## start

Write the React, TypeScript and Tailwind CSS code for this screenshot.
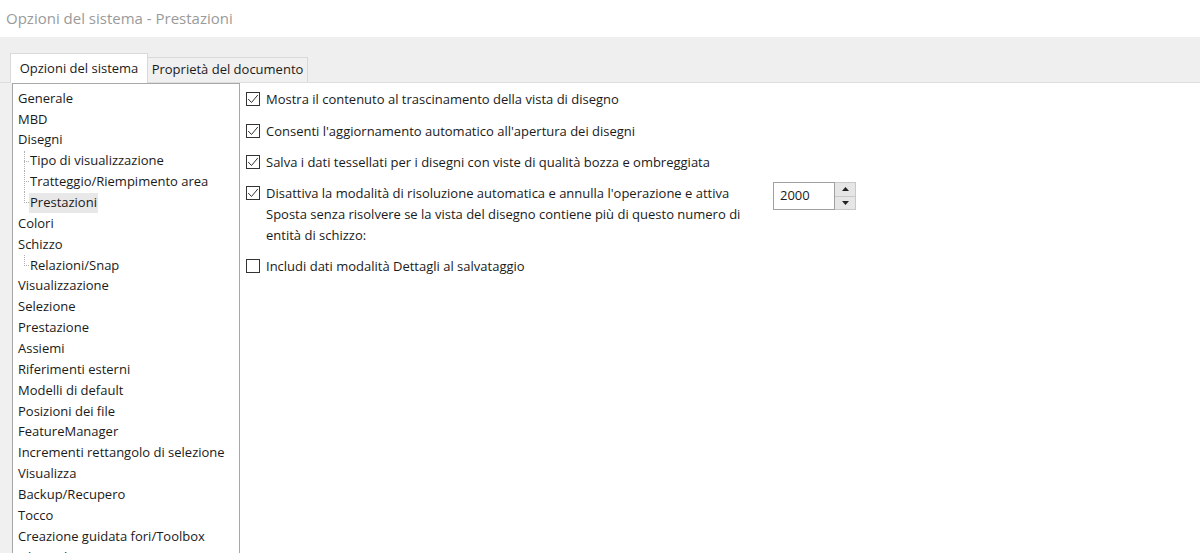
import React from "react";

const font = { fontFamily: '"Open Sans", "Noto Sans", sans-serif' };

type Item = { label: string; child?: boolean; last?: boolean; first?: boolean; selected?: boolean };

const items: Item[] = [
  { label: "Generale" },
  { label: "MBD" },
  { label: "Disegni" },
  { label: "Tipo di visualizzazione", child: true, first: true },
  { label: "Tratteggio/Riempimento area", child: true },
  { label: "Prestazioni", child: true, last: true, selected: true },
  { label: "Colori" },
  { label: "Schizzo" },
  { label: "Relazioni/Snap", child: true, first: true, last: true },
  { label: "Visualizzazione" },
  { label: "Selezione" },
  { label: "Prestazione" },
  { label: "Assiemi" },
  { label: "Riferimenti esterni" },
  { label: "Modelli di default" },
  { label: "Posizioni dei file" },
  { label: "FeatureManager" },
  { label: "Incrementi rettangolo di selezione" },
  { label: "Visualizza" },
  { label: "Backup/Recupero" },
  { label: "Tocco" },
  { label: "Creazione guidata fori/Toolbox" },
  { label: "File Explorer" },
];

function Check({ checked }: { checked: boolean }) {
  return (
    <div className="w-[14px] h-[14px] border border-[#333333] bg-white shrink-0 flex items-center justify-center">
      {checked && (
        <svg width="12" height="12" viewBox="0 0 12 12">
          <path d="M1.2 6 L4.5 9.5 L10.8 2" fill="none" stroke="#333" strokeWidth="1" />
        </svg>
      )}
    </div>
  );
}

function Row({ checked, children }: { checked: boolean; children: React.ReactNode }) {
  return (
    <div className="flex items-start gap-[6px]">
      <div className="pt-[3px]">
        <Check checked={checked} />
      </div>
      <div className="leading-[21px]">{children}</div>
    </div>
  );
}

export default function App() {
  return (
    <div className="w-[1200px] h-[553px] overflow-hidden bg-white text-[13px] text-[#1a1a1a] flex flex-col" style={font}>
      <div className="h-[37px] flex items-center pl-[6px] text-[15px] text-[#9a9a9a] bg-white">
        Opzioni del sistema - Prestazioni
      </div>
      <div className="h-[46px] bg-[#efefef] border-b border-[#dedede] flex items-end pl-[10px]">
        <div className="h-[30px] w-[138px] bg-white border border-b-0 border-[#d9d9d9] flex items-center justify-center text-[13px] relative top-[1px]">
          Opzioni del sistema
        </div>
        <div className="h-[25px] w-[160px] bg-[#f0f0f0] border border-l-0 border-b-0 border-[#d9d9d9] flex items-center justify-center text-[13px]">
          Proprietà del documento
        </div>
      </div>
      <div className="flex-1 flex min-h-0">
        <div className="w-[12px] bg-[#f0f0f0]" />
        <div className="w-[228px] bg-white border border-[#a8a8a8] border-b-0 pl-[5px] pt-[4px] overflow-hidden">
          {items.map((it, i) => (
            <div key={i} className="h-[20.86px] flex items-center relative whitespace-nowrap">
              {it.child && (
                <>
                  <div
                    className={
                      "absolute left-[6px] border-l border-dotted border-[#b0b0b0] " +
                      (it.last ? "top-0 h-[11px]" : "top-0 h-full")
                    }
                  />
                  <div className="absolute left-[6px] top-[10px] w-[5px] border-t border-dotted border-[#b0b0b0]" />
                </>
              )}
              <span
                className={
                  (it.child ? "ml-[11px] px-[1px] " : "") +
                  (it.selected ? "bg-[#e8e8e8] h-[20px] flex items-center " : "")
                }
              >
                {it.label}
              </span>
            </div>
          ))}
        </div>
        <div className="flex-1 pl-[6px] pt-[6px] flex flex-col gap-[10px]">
          <div className="mb-[1px]">
            <Row checked>Mostra il contenuto al trascinamento della vista di disegno</Row>
          </div>
          <Row checked>Consenti l'aggiornamento automatico all'apertura dei disegni</Row>
          <Row checked>Salva i dati tessellati per i disegni con viste di qualità bozza e ombreggiata</Row>
          <div className="flex items-start">
            <div className="w-[520px]">
              <Row checked>
                Disattiva la modalità di risoluzione automatica e annulla l'operazione e attiva Sposta senza risolvere se la
                vista del disegno contiene più di questo numero di entità di schizzo:
              </Row>
            </div>
            <div className="ml-[7px] mt-[-1px] flex">
              <div className="w-[62px] h-[28px] border border-[#a0a0a0] flex items-center pl-[6px] bg-white">2000</div>
              <div className="w-[21px] h-[28px] flex flex-col border border-l-0 border-[#c8c8c8]">
                <div className="flex-1 bg-[#e6e6e6] border-b border-[#c8c8c8] flex items-center justify-center">
                  <svg width="7" height="4" viewBox="0 0 7 4"><path d="M0 4 L3.5 0 L7 4 Z" fill="#222" /></svg>
                </div>
                <div className="flex-1 bg-[#e6e6e6] flex items-center justify-center">
                  <svg width="7" height="4" viewBox="0 0 7 4"><path d="M0 0 L3.5 4 L7 0 Z" fill="#222" /></svg>
                </div>
              </div>
            </div>
          </div>
          <Row checked={false}>Includi dati modalità Dettagli al salvataggio</Row>
        </div>
      </div>
    </div>
  );
}
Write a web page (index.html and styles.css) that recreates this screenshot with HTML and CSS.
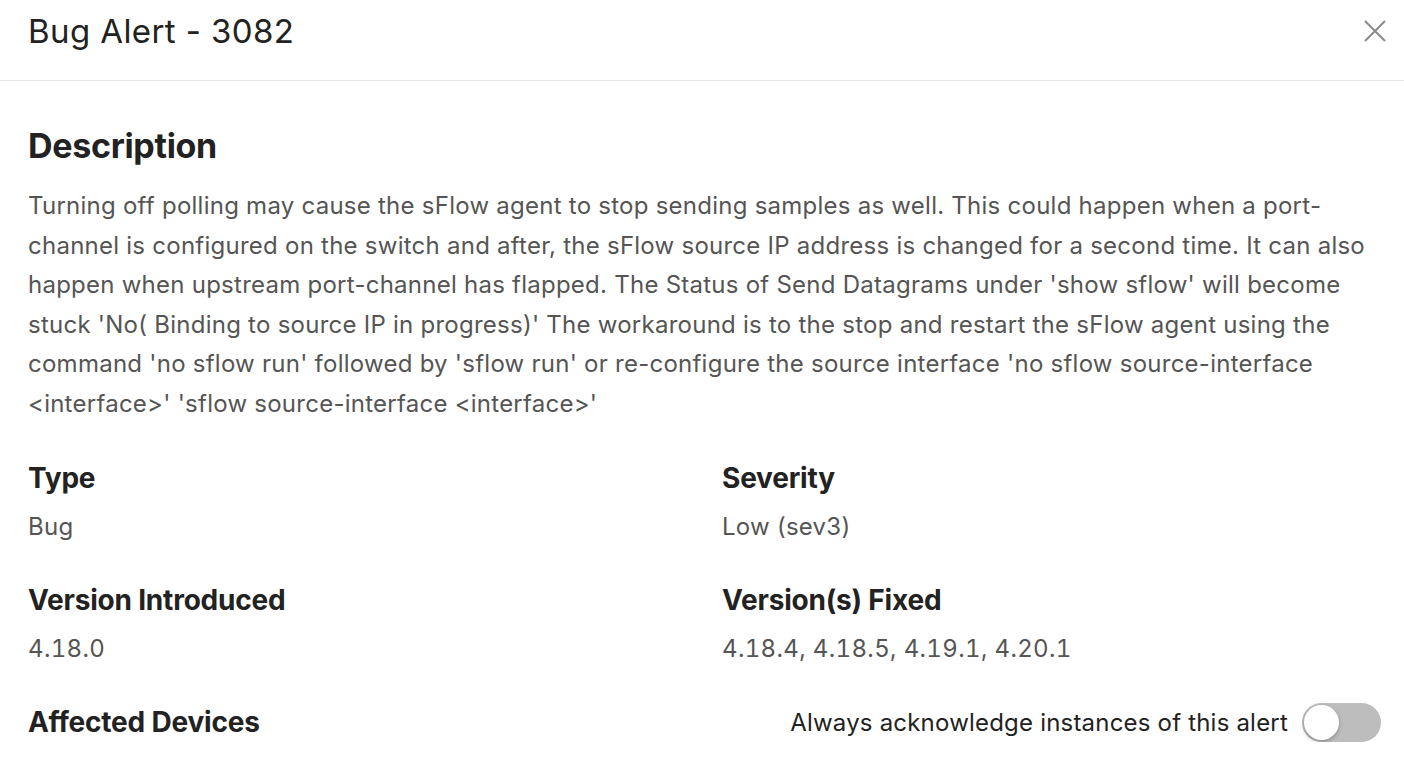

## end

**The task:** Nothing in the entries should change as you copy them, except that the pictures are left out.

**Reply to the task:**
Write the React, TypeScript and Tailwind CSS code for this screenshot.
import React from "react";

const font = { fontFamily: '"Open Sans", "Noto Sans", sans-serif' };

type Item = { label: string; child?: boolean; last?: boolean; first?: boolean; selected?: boolean };

const items: Item[] = [
  { label: "Generale" },
  { label: "MBD" },
  { label: "Disegni" },
  { label: "Tipo di visualizzazione", child: true, first: true },
  { label: "Tratteggio/Riempimento area", child: true },
  { label: "Prestazioni", child: true, last: true, selected: true },
  { label: "Colori" },
  { label: "Schizzo" },
  { label: "Relazioni/Snap", child: true, first: true, last: true },
  { label: "Visualizzazione" },
  { label: "Selezione" },
  { label: "Prestazione" },
  { label: "Assiemi" },
  { label: "Riferimenti esterni" },
  { label: "Modelli di default" },
  { label: "Posizioni dei file" },
  { label: "FeatureManager" },
  { label: "Incrementi rettangolo di selezione" },
  { label: "Visualizza" },
  { label: "Backup/Recupero" },
  { label: "Tocco" },
  { label: "Creazione guidata fori/Toolbox" },
  { label: "File Explorer" },
];

function Check({ checked }: { checked: boolean }) {
  return (
    <div className="w-[14px] h-[14px] border border-[#333333] bg-white shrink-0 flex items-center justify-center">
      {checked && (
        <svg width="12" height="12" viewBox="0 0 12 12">
          <path d="M1.2 6 L4.5 9.5 L10.8 2" fill="none" stroke="#333" strokeWidth="1" />
        </svg>
      )}
    </div>
  );
}

function Row({ checked, children }: { checked: boolean; children: React.ReactNode }) {
  return (
    <div className="flex items-start gap-[6px]">
      <div className="pt-[3px]">
        <Check checked={checked} />
      </div>
      <div className="leading-[21px]">{children}</div>
    </div>
  );
}

export default function App() {
  return (
    <div className="w-[1200px] h-[553px] overflow-hidden bg-white text-[13px] text-[#1a1a1a] flex flex-col" style={font}>
      <div className="h-[37px] flex items-center pl-[6px] text-[15px] text-[#9a9a9a] bg-white">
        Opzioni del sistema - Prestazioni
      </div>
      <div className="h-[46px] bg-[#efefef] border-b border-[#dedede] flex items-end pl-[10px]">
        <div className="h-[30px] w-[138px] bg-white border border-b-0 border-[#d9d9d9] flex items-center justify-center text-[13px] relative top-[1px]">
          Opzioni del sistema
        </div>
        <div className="h-[25px] w-[160px] bg-[#f0f0f0] border border-l-0 border-b-0 border-[#d9d9d9] flex items-center justify-center text-[13px]">
          Proprietà del documento
        </div>
      </div>
      <div className="flex-1 flex min-h-0">
        <div className="w-[12px] bg-[#f0f0f0]" />
        <div className="w-[228px] bg-white border border-[#a8a8a8] border-b-0 pl-[5px] pt-[4px] overflow-hidden">
          {items.map((it, i) => (
            <div key={i} className="h-[20.86px] flex items-center relative whitespace-nowrap">
              {it.child && (
                <>
                  <div
                    className={
                      "absolute left-[6px] border-l border-dotted border-[#b0b0b0] " +
                      (it.last ? "top-0 h-[11px]" : "top-0 h-full")
                    }
                  />
                  <div className="absolute left-[6px] top-[10px] w-[5px] border-t border-dotted border-[#b0b0b0]" />
                </>
              )}
              <span
                className={
                  (it.child ? "ml-[11px] px-[1px] " : "") +
                  (it.selected ? "bg-[#e8e8e8] h-[20px] flex items-center " : "")
                }
              >
                {it.label}
              </span>
            </div>
          ))}
        </div>
        <div className="flex-1 pl-[6px] pt-[6px] flex flex-col gap-[10px]">
          <div className="mb-[1px]">
            <Row checked>Mostra il contenuto al trascinamento della vista di disegno</Row>
          </div>
          <Row checked>Consenti l'aggiornamento automatico all'apertura dei disegni</Row>
          <Row checked>Salva i dati tessellati per i disegni con viste di qualità bozza e ombreggiata</Row>
          <div className="flex items-start">
            <div className="w-[520px]">
              <Row checked>
                Disattiva la modalità di risoluzione automatica e annulla l'operazione e attiva Sposta senza risolvere se la
                vista del disegno contiene più di questo numero di entità di schizzo:
              </Row>
            </div>
            <div className="ml-[7px] mt-[-1px] flex">
              <div className="w-[62px] h-[28px] border border-[#a0a0a0] flex items-center pl-[6px] bg-white">2000</div>
              <div className="w-[21px] h-[28px] flex flex-col border border-l-0 border-[#c8c8c8]">
                <div className="flex-1 bg-[#e6e6e6] border-b border-[#c8c8c8] flex items-center justify-center">
                  <svg width="7" height="4" viewBox="0 0 7 4"><path d="M0 4 L3.5 0 L7 4 Z" fill="#222" /></svg>
                </div>
                <div className="flex-1 bg-[#e6e6e6] flex items-center justify-center">
                  <svg width="7" height="4" viewBox="0 0 7 4"><path d="M0 0 L3.5 4 L7 0 Z" fill="#222" /></svg>
                </div>
              </div>
            </div>
          </div>
          <Row checked={false}>Includi dati modalità Dettagli al salvataggio</Row>
        </div>
      </div>
    </div>
  );
}
Write a web page (index.html and styles.css) that recreates this screenshot with HTML and CSS.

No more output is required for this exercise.